─── Supplied information

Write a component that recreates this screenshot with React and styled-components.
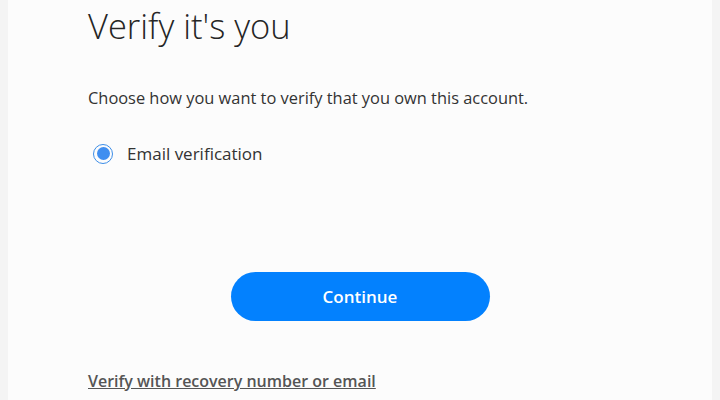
import styled, { createGlobalStyle } from "styled-components";

const GlobalStyle = createGlobalStyle`
    html, body {
        margin: 0;
        background: #f4f4f4;
        font-family: "Open Sans", "Noto Sans", sans-serif;
    }
`;

const Page = styled.div`
    padding: 0 8px;
    height: 400px;
    overflow: hidden;
`;

const Panel = styled.main`
    background: #fcfcfc;
    height: 100%;
    padding: 0 80px;
    display: flex;
    flex-direction: column;
`;

const Title = styled.h1`
    margin: 0;
    padding-top: 2px;
    font-size: 34.5px;
    font-weight: 300;
    line-height: 48px;
    color: #252525;
`;

const Description = styled.p`
    margin: 36px 0 0;
    font-size: 16.4px;
    line-height: 24px;
    color: #333;
`;

const Option = styled.label`
    margin-top: 32px;
    display: flex;
    align-items: center;
    gap: 14px;
    font-size: 17px;
    color: #333;
    padding-left: 5px;
`;

const Radio = styled.span`
    width: 18px;
    height: 18px;
    border-radius: 50%;
    border: 1.5px solid #3d8ee8;
    display: flex;
    align-items: center;
    justify-content: center;
    &::after {
        content: "";
        width: 13px;
        height: 13px;
        border-radius: 50%;
        background: #3f8ef0;
    }
`;

const Actions = styled.div`
    margin-top: 107px;
    display: flex;
    justify-content: center;
`;

const ContinueButton = styled.button`
    width: 259px;
    height: 49px;
    border: none;
    border-radius: 25px;
    background: #0381fe;
    color: #fff;
    font-family: inherit;
    font-size: 17px;
    font-weight: 600;
    cursor: pointer;
`;

const AltLink = styled.a`
    margin-top: 49px;
    align-self: flex-start;
    font-size: 16px;
    font-weight: 600;
    color: #555;
    text-decoration: underline;
    cursor: pointer;
`;

export default function App() {
    return (
        <>
            <GlobalStyle />
            <Page>
                <Panel>
                    <Title>Verify it's you</Title>
                    <Description>
                        Choose how you want to verify that you own this account.
                    </Description>
                    <Option>
                        <Radio />
                        Email verification
                    </Option>
                    <Actions>
                        <ContinueButton>Continue</ContinueButton>
                    </Actions>
                    <AltLink>Verify with recovery number or email</AltLink>
                </Panel>
            </Page>
        </>
    );
}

──────

== Problem to work on ==
Restate the full listing verbatim and drop every picture.

== Response below ==
Write a component that recreates this screenshot with React and styled-components.
import styled, { createGlobalStyle } from "styled-components";

const GlobalStyle = createGlobalStyle`
    html, body {
        margin: 0;
        background: #f4f4f4;
        font-family: "Open Sans", "Noto Sans", sans-serif;
    }
`;

const Page = styled.div`
    padding: 0 8px;
    height: 400px;
    overflow: hidden;
`;

const Panel = styled.main`
    background: #fcfcfc;
    height: 100%;
    padding: 0 80px;
    display: flex;
    flex-direction: column;
`;

const Title = styled.h1`
    margin: 0;
    padding-top: 2px;
    font-size: 34.5px;
    font-weight: 300;
    line-height: 48px;
    color: #252525;
`;

const Description = styled.p`
    margin: 36px 0 0;
    font-size: 16.4px;
    line-height: 24px;
    color: #333;
`;

const Option = styled.label`
    margin-top: 32px;
    display: flex;
    align-items: center;
    gap: 14px;
    font-size: 17px;
    color: #333;
    padding-left: 5px;
`;

const Radio = styled.span`
    width: 18px;
    height: 18px;
    border-radius: 50%;
    border: 1.5px solid #3d8ee8;
    display: flex;
    align-items: center;
    justify-content: center;
    &::after {
        content: "";
        width: 13px;
        height: 13px;
        border-radius: 50%;
        background: #3f8ef0;
    }
`;

const Actions = styled.div`
    margin-top: 107px;
    display: flex;
    justify-content: center;
`;

const ContinueButton = styled.button`
    width: 259px;
    height: 49px;
    border: none;
    border-radius: 25px;
    background: #0381fe;
    color: #fff;
    font-family: inherit;
    font-size: 17px;
    font-weight: 600;
    cursor: pointer;
`;

const AltLink = styled.a`
    margin-top: 49px;
    align-self: flex-start;
    font-size: 16px;
    font-weight: 600;
    color: #555;
    text-decoration: underline;
    cursor: pointer;
`;

export default function App() {
    return (
        <>
            <GlobalStyle />
            <Page>
                <Panel>
                    <Title>Verify it's you</Title>
                    <Description>
                        Choose how you want to verify that you own this account.
                    </Description>
                    <Option>
                        <Radio />
                        Email verification
                    </Option>
                    <Actions>
                        <ContinueButton>Continue</ContinueButton>
                    </Actions>
                    <AltLink>Verify with recovery number or email</AltLink>
                </Panel>
            </Page>
        </>
    );
}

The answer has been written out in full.